Proof: $P$ is nonnegative (being the sum of products of nonnegative elements) and $B$ is positive.  $(PB)_{ij} = \sum_k P_{ik} B_{kj} > 0$ if there is any $k$ where $P_{ik} > 0$, so the only way for an element to be zero is if $P$ has an entire row that is zero.  Since the rank of $P$ is equal to $\dim R \ge 1$, then not all the rows of $P$ can be zero.  Excluding the indices where the rows of $P$ are zero, then the remaining submatrix must be positive.

Comment: Given Proposition 5, we can without loss of generality assume that $Y$ is a positive matrix.  If not, we can write $Y = \begin{pmatrix} Y_1 & Y_2 \\ 0 & 0 \end{pmatrix}$ where $Y_1$ and $Y_2$ are positive submatrices.  We can restrict the entire following discussion to the basis elements with positive entries, effectively replacing $Y$ with $Y_1$. Note that, in this case, the convergence of the bottom entries of $x(t)$ (on the rows where $P$ is zero) to zero is guaranteed by the fact that $\lim_{t \to 0} Qx(t) = 0$ and $Q = I - P$.

Definition: Let $w^T$ and $y$ be the left and right Frobenius-Perron eigenvectors of $Y$, respectively.  Note that since $Y$ is positive, both of these are positive.

Proposition 6. $\lim_{t \to 0} \frac{\rho(X(t)) - \rho(A)}{t} = \rho(Y)$.

Proof: $$ \rho(X(t)) P x(t) = PX(t) x(t) = P \left( A + tB \right) x(t) = P \rho(A) + tY x(t) $$ Rearranging gives $$ Y x(t) = \frac{\rho(X(t)) - \rho(A)}{t} P x(t) $$ Multiplying through by $w^T$ and dividing by $w^T P x(t)$ gives $$ \frac{\rho(X(t)) - \rho(A)}{t} = \rho(Y) \frac{w^T x(t)}{w^T P x(t)} = \rho(Y) \frac{w^T (P + Q) x(t)}{w^T P x(t)} = \rho(Y) \left( 1 + \frac{w^T Q x(t)}{w^T P x(t)} \right) $$

As $t \to 0$, $Qx(t) \to 0$.  Moreover, $w^T P x(t)$ cannot go to $0$ because $P x(t)$ is nonnegative and always has some nonzero elements and $w$ is positive.  Taking the limit on both sides proves the result.

Proposition 7: If $M(t)$ is a matrix varying with parameter $t$ that has a limit $L$ at $t=0$, and $m(t)$ is a vector which has a bounded norm for $t > 0$, and $\lim_{t \to 0} L m(t)$ exists, then $\lim_{t \to 0} M(t) m(t) = \lim_{t \to 0} L m(t)$ (i.e., the limit can be substituted for $M$).
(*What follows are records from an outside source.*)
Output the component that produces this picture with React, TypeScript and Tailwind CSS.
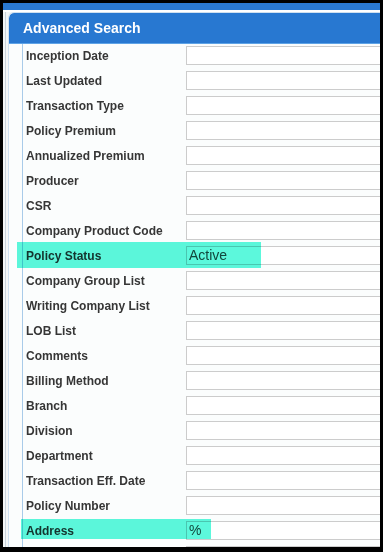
import React from "react";

// Search fields in the advanced search panel
const fields: { label: string; value?: string; mark?: "status" | "address" }[] = [
  { label: "Inception Date" },
  { label: "Last Updated" },
  { label: "Transaction Type" },
  { label: "Policy Premium" },
  { label: "Annualized Premium" },
  { label: "Producer" },
  { label: "CSR" },
  { label: "Company Product Code" },
  { label: "Policy Status", value: "Active", mark: "status" },
  { label: "Company Group List" },
  { label: "Writing Company List" },
  { label: "LOB List" },
  { label: "Comments" },
  { label: "Billing Method" },
  { label: "Branch" },
  { label: "Division" },
  { label: "Department" },
  { label: "Transaction Eff. Date" },
  { label: "Policy Number" },
  { label: "Address", value: "%", mark: "address" },
  { label: "" },
];

const App: React.FC = () => {
  return (
    <div
      className="w-[383px] h-[552px] bg-black pt-[3px] pl-[3px] pr-[3px] pb-[5px]"
      style={{ fontFamily: '"Liberation Sans", Arial, sans-serif' }}
    >
      <div className="h-full w-full flex flex-col overflow-hidden bg-[#f3f6f7]">
        {/* window behind the dialog */}
        <div className="h-[7px] shrink-0 bg-[#2a79d1]" />
        <div className="h-[2px] shrink-0 bg-white" />

        <div className="flex flex-1 min-h-0">
          <div className="w-[5px] shrink-0 flex">
            <div className="ml-[2px] w-px bg-[#c9d3dc]" />
          </div>

          <div className="flex-1 min-w-0 flex flex-col rounded-tl-[6px] border-t border-l border-[#cfe0f0] bg-[#fbfdfd] overflow-hidden">
            <div className="h-[31px] shrink-0 flex items-center pl-[14px] bg-[#2878d1] rounded-tl-[5px] border-b border-[#5ea3e6] text-white font-bold text-[14px]">
              Advanced Search
            </div>

            <div className="flex flex-1 min-h-0">
              <div className="w-[13px] shrink-0" />
              <div className="flex-1 min-w-0 border-l border-[#a9cbe9] flex flex-col">
                {fields.map((f, i) => (
                  <div key={i} className="relative h-[25px] shrink-0 flex items-center pb-[2px]">
                    {f.mark === "status" && (
                      <div className="absolute left-[-6px] top-[-2px] w-[244px] h-[26px] bg-[#5cf8dc] mix-blend-multiply z-10" />
                    )}
                    {f.mark === "address" && (
                      <div className="absolute left-[-2px] top-0 w-[190px] h-[20px] bg-[#5cf8dc] mix-blend-multiply z-10" />
                    )}
                    <div className="w-[163px] shrink-0 pl-[3px] text-[12px] font-bold text-[#363636] whitespace-nowrap">
                      {f.label}
                    </div>
                    <div className="w-[260px] shrink-0 h-[19px] border border-[#cccccc] bg-white flex items-center pl-[2px] text-[14px] text-[#2d4a47]">
                      {f.value}
                    </div>
                  </div>
                ))}
              </div>
            </div>
          </div>
        </div>
      </div>
    </div>
  );
};

export default App;
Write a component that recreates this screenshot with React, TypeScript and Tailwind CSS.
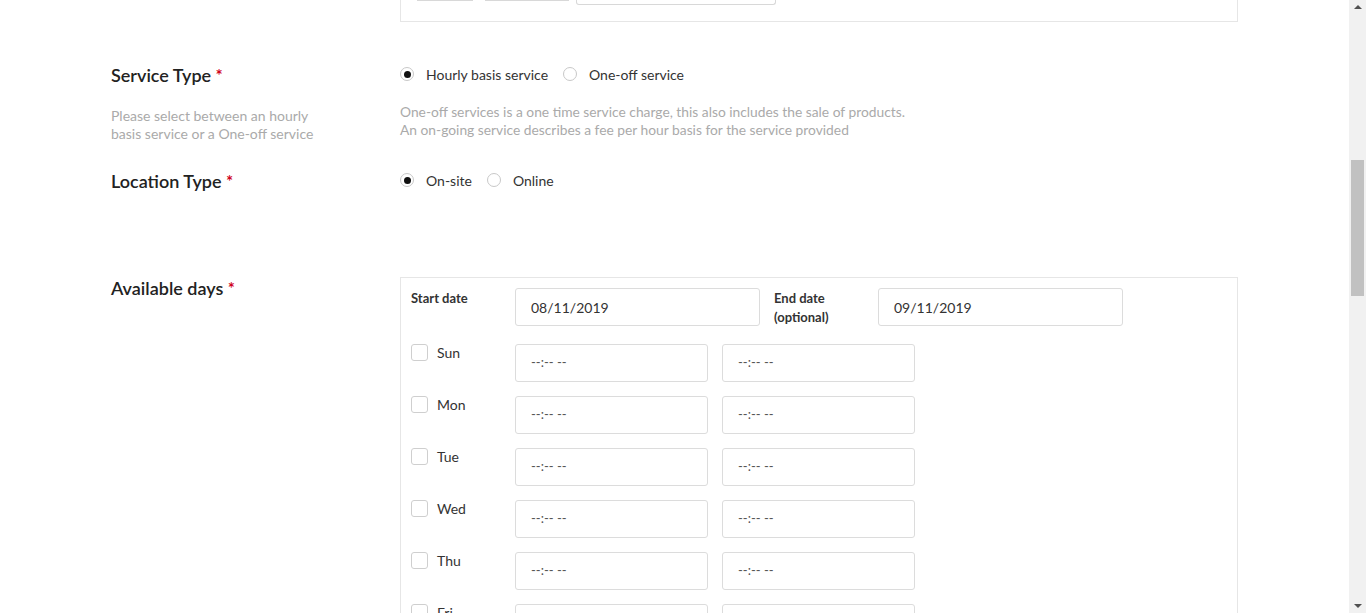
const font = { fontFamily: "Lato, 'Open Sans', sans-serif" };

function Radio({ label, checked }: { label: string; checked?: boolean }) {
  return (
    <label className="flex items-center mr-[15px]">
      <span className="w-[14px] h-[14px] rounded-full border border-[#c8c8c8] bg-white flex items-center justify-center">
        {checked && <span className="w-[7px] h-[7px] rounded-full bg-[#111]" />}
      </span>
      <span className="ml-[12px] text-[14px] text-[#333]">{label}</span>
    </label>
  );
}

function Label({ text }: { text: string }) {
  return (
    <h3 className="text-[18px] leading-6 font-semibold text-[#222]">
      {text} <span className="text-[#d0021b] text-[17px]">*</span>
    </h3>
  );
}

function TimeInput() {
  return (
    <div className="w-[193px] h-[38px] border border-[#dcdcdc] rounded-[3px] flex items-center pl-[15px] text-[13px] text-[#555]">
      --:-- --
    </div>
  );
}

const days = ["Sun", "Mon", "Tue", "Wed", "Thu", "Fri"];

export default function App() {
  return (
    <div className="h-[613px] w-full overflow-hidden flex bg-white" style={font}>
      <div className="flex-1 px-[111px]">
        {/* tail of previous box */}
        <div className="ml-[289px] h-[22px] border-x border-b border-[#e6e6e6] relative">
          <div className="flex items-start gap-[12px] pl-[16px]">
            <div className="w-[56px] h-[1px] border-b border-[#d8d8d8]" />
            <div className="w-[84px] h-[1px] border-b border-[#d8d8d8]" />
            <div className="-ml-[5px] w-[200px] h-[5px] border-x border-b border-[#d8d8d8] rounded-b-[3px]" />
          </div>
        </div>

        {/* Service Type */}
        <div className="flex mt-[41px]">
          <div className="w-[289px] shrink-0">
            <Label text="Service Type" />
            <p className="mt-[19px] text-[14px] leading-[18px] text-[#aaa] w-[220px]">
              Please select between an hourly basis service or a One-off service
            </p>
          </div>
          <div className="flex-1">
            <div className="flex items-center h-[22px]">
              <Radio label="Hourly basis service" checked />
              <Radio label="One-off service" />
            </div>
            <p className="mt-[18px] text-[13.8px] leading-[18px] text-[#aaa]">
              One-off services is a one time service charge, this also includes the sale of products.
              <br />
              An on-going service describes a fee per hour basis for the service provided
            </p>
          </div>
        </div>

        {/* Location Type */}
        <div className="flex mt-[26px] h-[107px]">
          <div className="w-[289px] shrink-0">
            <Label text="Location Type" />
          </div>
          <div className="flex-1">
            <div className="flex items-center h-[22px]">
              <Radio label="On-site" checked />
              <Radio label="Online" />
            </div>
          </div>
        </div>

        {/* Available days */}
        <div className="flex">
          <div className="w-[289px] shrink-0">
            <Label text="Available days" />
          </div>
          <div className="flex-1 mt-[1px] border border-[#e6e6e6] pt-[10px] px-[10px] pb-[20px]">
            <div className="flex items-start">
              <div className="w-[104px] pt-[1px] text-[13px] leading-[19px] font-bold text-[#333]">Start date</div>
              <div className="w-[245px] h-[38px] border border-[#dcdcdc] rounded-[3px] flex items-center pl-[15px] text-[14px] text-[#333]">
                08/11/2019
              </div>
              <div className="ml-[14px] w-[104px] pt-[1px] text-[13px] leading-[19px] font-bold text-[#333]">
                End date
                <br />
                (optional)
              </div>
              <div className="w-[245px] h-[38px] border border-[#dcdcdc] rounded-[3px] flex items-center pl-[15px] text-[14px] text-[#333]">
                09/11/2019
              </div>
            </div>
            <div className="mt-[17px] flex flex-col gap-[14px]">
              {days.map((d) => (
                <div key={d} className="flex items-start">
                  <div className="w-[104px] flex items-start">
                    <span className="w-[17px] h-[17px] border border-[#cfcfcf] rounded-[3px] bg-white" />
                    <span className="ml-[9px] text-[14px] leading-[17px] text-[#333]">{d}</span>
                  </div>
                  <div className="flex gap-[14px]">
                    <TimeInput />
                    <TimeInput />
                  </div>
                </div>
              ))}
            </div>
          </div>
        </div>
      </div>

      {/* fake scrollbar */}
      <div className="w-[17px] shrink-0 h-full bg-[#f1f1f1] flex flex-col items-center">
        <div className="mt-[5px] w-0 h-0 border-x-[4px] border-x-transparent border-b-[4px] border-b-[#505050]" />
        <div className="mt-[151px] w-[13px] h-[136px] bg-[#c1c1c1]" />
        <div className="flex-1" />
        <div className="mb-[5px] w-0 h-0 border-x-[4px] border-x-transparent border-t-[4px] border-t-[#505050]" />
      </div>
    </div>
  );
}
Proof: There is probably an easier proof, but this is easy enough to prove directly.  Using any induced matrix norm, $$ 0 \le \| M(t) m(t) - L m(t) \| \le \| M(t) - L \| \| m(t) \| \to 0 $$ as $t \to 0$, where the last step uses the fact that $m(t)$ is bounded.  The result follows from the squeeze theorem.

Main theorem: $\lim_{t \to 0} x(t)$ exists and is equal to $y$.

Proof: From the proof to Proposition 6, we have $$ \left[ Y - P \left( \frac{\rho(X(t))-\rho(A)}{t} \right) \right] x(t) = 0 $$ Taking a limit and applying Proposition 7, we get that $$ \lim_{t \to 0} \left[ \left( Y - \rho(Y) P \right) x(t) \right] = 0 $$ We can subtract $\lim_{t \to 0} \rho(Y) Q x(t)$ from both sides and apply the theorem on limits of sums and $P+Q=I$ to get rid of $P$, i.e., $$ \lim_{t \to 0} \left[ \left( Y - \rho(Y) \right) x(t) \right] = 0 $$

This means that any limit points of $x(t)$ must lie in the eigenspace of $Y$ associated to $\rho(Y)$.  Since $Y$ is a positive matrix, then this eigenspace is one-dimensional.  Since $x(t)$ and $y$ are both normalized positive vectors belonging to the same one-dimensional eigenspace, they must be equal.